Les manifestations se poursuivent en Tunisie pour exiger la démission des ministres et édiles ayant été en fonction sous le règne du président Ben Ali. Au moins cinq personnes sont mortes depuis vendredi. L’Assemblée nationale et le Sénat ont renforcé les pouvoirs du président par intérim, Foued Mebazaa, en l’autorisant à gouverner par décrets. Et l’armée a fait appel aux réservistes.
Les troubles se poursuivent en Tunisie, trois semaines après le départ de l’ancien président Ben Ali. Pendant que le gouvernement de transition, dont certains membres sont rejetés par les manifestants pour avoir servi sous l’ancien régime, se dote de pouvoirs exceptionnels dans l’espoir de ramener le calme. Mardi à Tunis, des coups de feu ont été entendu, pour la première fois depuis deux semaines. Les manifestations qui se poursuivent dans la capitale tunisienne visent la démission de ceux des membres du gouvernement qui appartiennent à l’ancienne formation politique de Ben Ali, le Rassemblement constitutionnel démocratique (RCD). Dans les provinces, les populations en colère souhaitent le départ des gouverneurs ayant travaillé pour l’ancien président. Depuis vendredi, des violences ont été signalées un peu partout dans le pays. Elles auraient fait au moins cinq morts.
Le parlement se saborde
Pour faire face à cette situation, le gouvernement de transition a entrepris de renforcer son autorité. Le Sénat a adopté ce mercredi à l’unanimité une loi, déjà votée à l’Assemblée nationale lundi, autorisant le président intérimaire Foued Mebazaa à gouverner par décrets-lois, contournant ainsi le Parlement bicaméral hérité de l’ère Ben Ali. Pour le Premier ministre Mohammed Ghannouchi, qui a présenté mercredi le texte aux sénateurs, son adoption, qui aura pour conséquence de saborder le parlement, constitue le passage obligé pour permettre au président intérimaire, Foued Mebazaa, de travailler. C’est à dire répondre aux sollicitations les plus urgentes.
Il doit notamment gérer la question de l’amnistie générale, signer les textes internationaux relatifs aux droits de l’homme et procéder à l’organisation des partis politiques. Il doit également entamer la réforme du code électoral, légaliser certains partis politiques interdits sous Ben Ali, dont le mouvement islamiste Ennahda de Rached Ghannouchi et le Congrès pour la République (CPR, gauche) de Moncef Marzouki. Les élections devraient avoir lieu, selon le gouvernement de transition, dans les six mois. Elles devront être « transparentes et équitables avec la participation de tous les partis », selon le mot de M. Ghannouchi.

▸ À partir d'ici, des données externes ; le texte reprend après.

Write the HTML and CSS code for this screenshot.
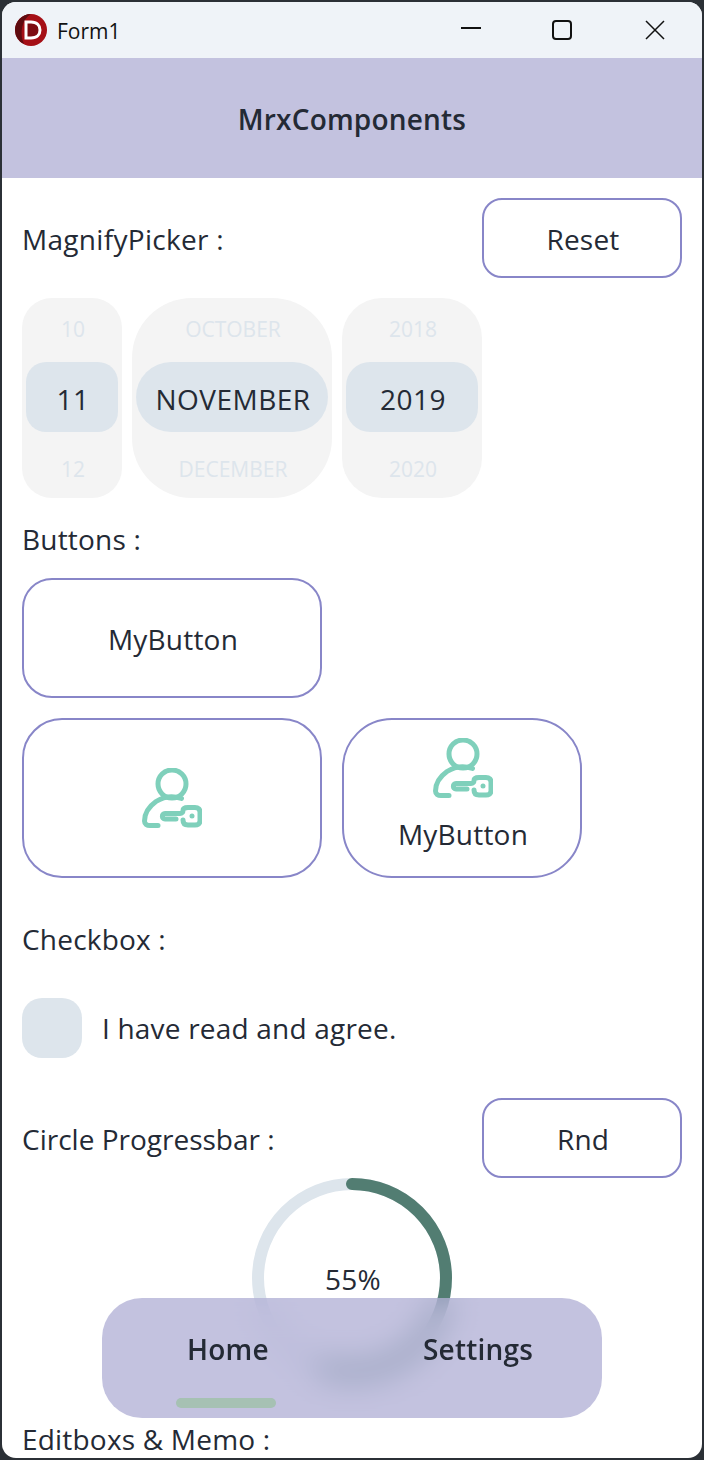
FILE: index.html
```html
<!DOCTYPE html>
<html lang="en">
<head>
    <meta charset="UTF-8">
    <meta name="viewport" content="width=device-width, initial-scale=1.0">
    <title>Form1</title>
    <link rel="stylesheet" href="styles.css">
</head>
<body>
    <div class="window">
        <!-- Title bar -->
        <div class="titlebar">
            <svg class="app-logo" width="34" height="34" viewBox="0 0 34 34">
                <circle cx="17" cy="17" r="16" fill="#a50f16"/>
                <path d="M1 17A16 16 0 0 1 17 1C8 6 5 20 10 31A16 16 0 0 1 1 17Z" fill="#5e0b10"/>
                <path d="M12 9h5c6 0 9 3.500 9 8s-3 8-9 8h-5Z" fill="#7d0c12" stroke="#fff" stroke-width="3"/>
            </svg>
            <span class="form-title">Form1</span>
            <div class="window-controls">
                <svg width="22" height="22" viewBox="0 0 22 22"><path d="M1 9h20" stroke="#111" stroke-width="2"/></svg>
                <svg width="22" height="22" viewBox="0 0 22 22"><rect x="2" y="2" width="18" height="18" rx="3" fill="none" stroke="#111" stroke-width="2"/></svg>
                <svg width="22" height="22" viewBox="0 0 22 22"><path d="M2 2l18 18M20 2L2 20" stroke="#111" stroke-width="1.500"/></svg>
            </div>
        </div>

        <div class="app-header">MrxComponents</div>

        <div class="content">
            <div class="row">
                <span class="label">MagnifyPicker :</span>
                <button class="btn btn-small" type="button">Reset</button>
            </div>

            <!-- Date picker wheels -->
            <div class="picker">
                <div class="wheel wheel-day">
                    <span class="wheel-item">10</span>
                    <span class="wheel-current">11</span>
                    <span class="wheel-item">12</span>
                </div>
                <div class="wheel wheel-month">
                    <span class="wheel-item">OCTOBER</span>
                    <span class="wheel-current">NOVEMBER</span>
                    <span class="wheel-item">DECEMBER</span>
                </div>
                <div class="wheel wheel-year">
                    <span class="wheel-item">2018</span>
                    <span class="wheel-current">2019</span>
                    <span class="wheel-item">2020</span>
                </div>
            </div>

            <div class="label label-buttons">Buttons :</div>
            <button class="btn btn-wide" type="button">MyButton</button>
            <div class="button-row">
                <button class="btn btn-icon" type="button">
                    <svg class="key-user" width="60" height="60" viewBox="0 0 60 60"><use href="#keyUser"/></svg>
                </button>
                <button class="btn btn-stack" type="button">
                    <svg class="key-user" width="60" height="60" viewBox="0 0 60 60"><use href="#keyUser"/></svg>
                    <span>MyButton</span>
                </button>
            </div>

            <div class="label label-checkbox">Checkbox :</div>
            <label class="checkbox-row">
                <span class="checkbox"></span>
                <span class="label">I have read and agree.</span>
            </label>

            <div class="row row-progress">
                <span class="label">Circle Progressbar :</span>
                <button class="btn btn-small" type="button">Rnd</button>
            </div>

            <div class="progress">
                <svg width="200" height="200" viewBox="0 0 200 200">
                    <circle cx="100" cy="100" r="94" fill="none" stroke="#dde5ec" stroke-width="12"/>
                    <circle class="progress-value" cx="100" cy="100" r="94" pathLength="100" transform="rotate(-90 100 100)"/>
                </svg>
                <span class="progress-text">55%</span>
            </div>

            <div class="label label-edit">Editboxs &amp; Memo :</div>
        </div>

        <!-- Floating tab bar -->
        <div class="tabbar">
            <span class="tab tab-home">Home</span>
            <span class="tab tab-settings">Settings</span>
            <span class="tab-marker"></span>
        </div>
    </div>

    <svg class="icon-defs" width="0" height="0">
        <symbol id="keyUser" viewBox="0 0 60 60">
            <g fill="none" stroke="#7fd0bb" stroke-width="5" stroke-linecap="round" stroke-linejoin="round">
                <circle cx="30" cy="16" r="14"/>
                <path d="M39.500 30.500C31 27.500 22 28.500 14 33.500C7 38.500 2.500 46 2.500 53C2.500 56 5 57.500 8 57.500H16"/>
                <path d="M34 51H23C19.500 51 19.500 45.500 23 45.500H38C40 45.500 41 44 41 42.500C41 40.500 43 39.500 46 39.500H53C56.500 39.500 58 41.500 58 44V53C58 55.500 56 57 53 57H46C42.500 57 41 55 41 52"/>
            </g>
            <circle cx="50" cy="48" r="2.500" fill="#7fd0bb"/>
        </symbol>
    </svg>
</body>
</html>
```

FILE: styles.css
```css
/* General page styles */
html, body {
    margin: 0;
    height: 100%;
}
body {
    background-color: #2b3036;
    font-family: "Open Sans", "Noto Sans", sans-serif;
    color: #242a35;
    overflow: hidden;
}
.window {
    position: relative;
    box-sizing: border-box;
    width: 700px;
    height: 1456px;
    margin: 2px;
    background-color: #fff;
    border-radius: 14px;
    overflow: hidden;
}

/* Title bar */
.titlebar {
    display: flex;
    align-items: center;
    height: 56px;
    padding-left: 12px;
    background-color: #eff3f8;
}
.app-logo {
    margin-right: 9px;
}
.form-title {
    padding-top: 2px;
    font-size: 21px;
    color: #111;
}
.window-controls {
    display: flex;
    gap: 71px;
    margin-left: auto;
    margin-right: 36px;
}
.window-controls svg:first-child {
    margin-right: -2px;
}

/* Purple header */
.app-header {
    display: flex;
    align-items: center;
    justify-content: center;
    box-sizing: border-box;
    height: 120px;
    padding-top: 1px;
    background-color: #c3c2df;
    font-size: 28px;
    font-weight: 600;
    letter-spacing: 0.2px;
}

.content {
    padding: 20px 20px 0;
}
.label {
    font-size: 28px;
    line-height: 40px;
    letter-spacing: 0.2px;
}
.row {
    display: flex;
    align-items: center;
    justify-content: space-between;
}
.row .label {
    padding-top: 2px;
    letter-spacing: 0.3px;
}
.row-progress {
    margin-top: 40px;
}
.row-progress .label {
    letter-spacing: 0;
}

/* Buttons */
.btn {
    display: block;
    box-sizing: border-box;
    padding: 2px 0 0 2px;
    background-color: #fff;
    border: 2px solid #8886c8;
    font-family: inherit;
    font-size: 28px;
    letter-spacing: 0.2px;
    color: #242a35;
}
.btn-small {
    width: 200px;
    height: 80px;
    border-radius: 20px;
}
.btn-wide {
    width: 300px;
    height: 120px;
    border-radius: 30px;
}
.button-row {
    display: flex;
    gap: 20px;
    margin-top: 20px;
}
.btn-icon {
    width: 300px;
    height: 160px;
    padding: 0;
    border-radius: 40px;
}
.btn-stack {
    display: flex;
    flex-direction: column;
    align-items: center;
    width: 240px;
    height: 160px;
    padding: 18px 0 0 2px;
    border-radius: 50px;
}
.btn-stack span {
    margin-top: 16px;
    line-height: 40px;
}
.key-user {
    display: block;
    margin: 0 auto;
}

/* Picker wheels */
.picker {
    display: flex;
    gap: 10px;
    margin-top: 20px;
}
.wheel {
    display: flex;
    flex-direction: column;
    align-items: stretch;
    box-sizing: border-box;
    height: 200px;
    padding: 4px;
    background-color: #f4f4f4;
    text-align: center;
}
.wheel-day {
    width: 100px;
    border-radius: 30px;
}
.wheel-month {
    width: 200px;
    border-radius: 60px;
}
.wheel-year {
    width: 140px;
    border-radius: 40px;
}
.wheel-item {
    height: 60px;
    padding-left: 2px;
    font-size: 21px;
    line-height: 54px;
    color: #dde5ec;
}
.wheel-item:last-child {
    height: 62px;
    line-height: 74px;
}
.wheel-current {
    height: 70px;
    padding-left: 2px;
    background-color: #dde5ec;
    font-size: 28px;
    line-height: 74px;
    letter-spacing: 0.5px;
}
.wheel-day .wheel-current {
    border-radius: 20px;
}
.wheel-month .wheel-current {
    border-radius: 35px;
}
.wheel-year .wheel-current {
    border-radius: 24px;
}

.label-buttons {
    margin-top: 21px;
    margin-bottom: 19px;
}
.label-checkbox {
    margin-top: 41px;
}

/* Checkbox */
.checkbox-row {
    display: flex;
    align-items: center;
    gap: 20px;
    margin-top: 39px;
}
.checkbox {
    width: 60px;
    height: 60px;
    background-color: #dde5ec;
    border-radius: 20px;
}

/* Circle progress */
.progress {
    position: relative;
    width: 200px;
    height: 200px;
    margin: 0 auto;
}
.progress svg {
    display: block;
}
.progress-value {
    fill: none;
    stroke: #527d72;
    stroke-width: 12;
    stroke-linecap: round;
    stroke-dasharray: 55 100;
}
.progress-text {
    position: absolute;
    left: 2px;
    right: 0;
    top: 81px;
    text-align: center;
    font-size: 28px;
    line-height: 40px;
    letter-spacing: 0.3px;
}

.label-edit {
    margin-top: 41px;
}

/* Floating tab bar */
.tabbar {
    position: absolute;
    left: 100px;
    top: 1296px;
    width: 500px;
    height: 120px;
    background-color: rgba(163, 162, 206, 0.65);
    -webkit-backdrop-filter: blur(16px);
    backdrop-filter: blur(16px);
    border-radius: 40px;
}
.tab {
    position: absolute;
    top: 31px;
    font-size: 28px;
    font-weight: 600;
    line-height: 40px;
    letter-spacing: 0.2px;
}
.tab-home {
    left: 85px;
}
.tab-settings {
    left: 321px;
}
.tab-marker {
    position: absolute;
    left: 74px;
    top: 100px;
    width: 100px;
    height: 10px;
    background-color: #a6c1b3;
    border-radius: 5px;
}
.icon-defs {
    position: absolute;
}
```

Le gouvernement n’a pas de baguette magique contre la précarité
Evoquant le sujet de la poursuite de la grogne populaire, le premier ministre par intérim a exhorté les populations à être patientes. « Nous sommes soumis à des pressions sociales à cause des revendications du peuple pour l’amélioration de sa situation. Mais il faut prendre en considération le fait que l’Etat n’est pas encore en capacité pour le moment de répondre à toutes ces demandes. Nous n’avons pas de baguette magique », a-t-il déclaré. Mercredi, un jeune homme a été blessé par une balle qui a ricoché, alors que les militaires encadraient des centaines de personnes qui se rendaient dans un bureau d’aide sociale public pour toucher des sommes comprises entre 15,5 et 78 euros. La veille, quelques 500 demandeurs d’aide et de travail avaient investi le bâtiment du gouvernorat à Tunis.

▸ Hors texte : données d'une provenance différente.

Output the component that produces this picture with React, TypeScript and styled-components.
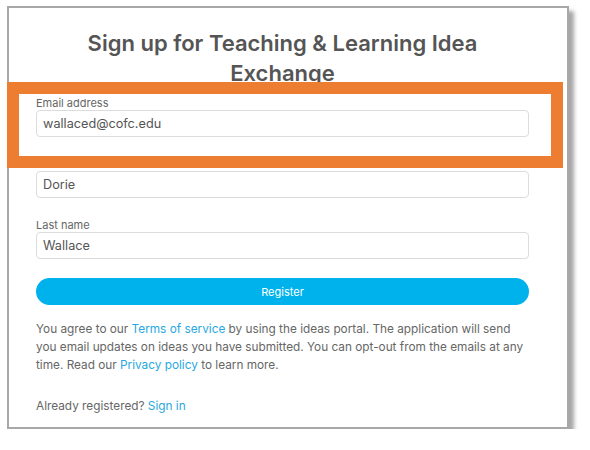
import React from "react";
import styled, { createGlobalStyle } from "styled-components";

const GlobalStyle = createGlobalStyle`
    body {
        margin: 0;
        background: #fff;
        font-family: Inter, "Noto Sans", "Liberation Sans", sans-serif;
    }
`

interface IField {
    label: string,
    value: string
}

const fields: IField[] = [
    { label: "Email address", value: "wallaced@cofc.edu" },
    { label: "First name", value: "Dorie" },
    { label: "Last name", value: "Wallace" },
]

const App: React.FC = () => {
    return (
        <>
            <GlobalStyle />
            <Page>
                <Card>
                    <Title>Sign up for Teaching &amp; Learning Idea Exchange</Title>
                    <Form>
                        {fields.map((f) => (
                            <Field key={f.label}>
                                <Label>{f.label}</Label>
                                <Input defaultValue={f.value} readOnly />
                            </Field>
                        ))}
                        <RegisterButton type="button">Register</RegisterButton>
                    </Form>
                    <Info>
                        You agree to our <Link>Terms of service</Link> by using the ideas portal. The application will send
                        you email updates on ideas you have submitted. You can opt-out from the emails at any
                        time. Read our <Link>Privacy policy</Link> to learn more.
                    </Info>
                    <Info>
                        Already registered? <Link>Sign in</Link>
                    </Info>
                    <Highlight />
                </Card>
            </Page>
        </>
    )
}

const Page = styled.div`
    padding: 6px 0 0 7px;
`

const Card = styled.div`
    position: relative;
    box-sizing: border-box;
    width: 562px;
    height: 423px;
    padding: 20px 38px 0 27px;
    background: #fff;
    border: 2px solid #a8a8a8;
    box-shadow: 5px 5px 4px rgba(0, 0, 0, 0.35);
`

const Title = styled.h1`
    margin: 0 20px 8px;
    font-size: 22px;
    line-height: 30px;
    font-weight: 600;
    color: #555;
    text-align: center;
`

const Form = styled.div`
    display: flex;
    flex-direction: column;
    gap: 20px;
`

const Field = styled.div`
    display: flex;
    flex-direction: column;
`

const Label = styled.label`
    font-size: 11px;
    line-height: 14px;
    color: #666;
`

const Input = styled.input`
    box-sizing: border-box;
    width: 100%;
    height: 27px;
    padding: 0 6px;
    border: 1px solid #dcdcdc;
    border-radius: 4px;
    font-family: inherit;
    font-size: 12.7px;
    color: #555;
    outline: none;
`

const RegisterButton = styled.button`
    height: 27px;
    margin-top: -1px;
    border: none;
    border-radius: 14px;
    background: #00b2ec;
    color: #fff;
    font-family: inherit;
    font-size: 11px;
`

const Info = styled.p`
    margin: 15px 0 23px;
    font-size: 11.8px;
    line-height: 18px;
    color: #666;
`

const Link = styled.a`
    color: #28a8e0;
    cursor: pointer;
`

const Highlight = styled.div`
    position: absolute;
    left: -2px;
    top: 74px;
    width: 556px;
    height: 86px;
    box-sizing: border-box;
    border: 12px solid #ed7d31;
    pointer-events: none;
`

export default App;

De son côté, l’armée, particulièrement active ces derniers jours, a fait appel lundi à des réservistes, à la fois pour pallier aux désertions dans la police et s’interposer entre celle-ci et les populations. Les militaires partis en retraite entre 2006 et 2010 et les conscrits de fin 2008 et de 2009 sont ainsi invités à se présenter à partir du 16 février auprès de l’armée.
Selon l’AFP, les violences qui secouent le pays depuis janvier auraient fait 234 morts et 510 blessés. Une commission nationale a été chargée d’enquêter, notamment sur les exactions qu’auraient pu commettre les forces de sécurité lors de la chute de Ben Ali.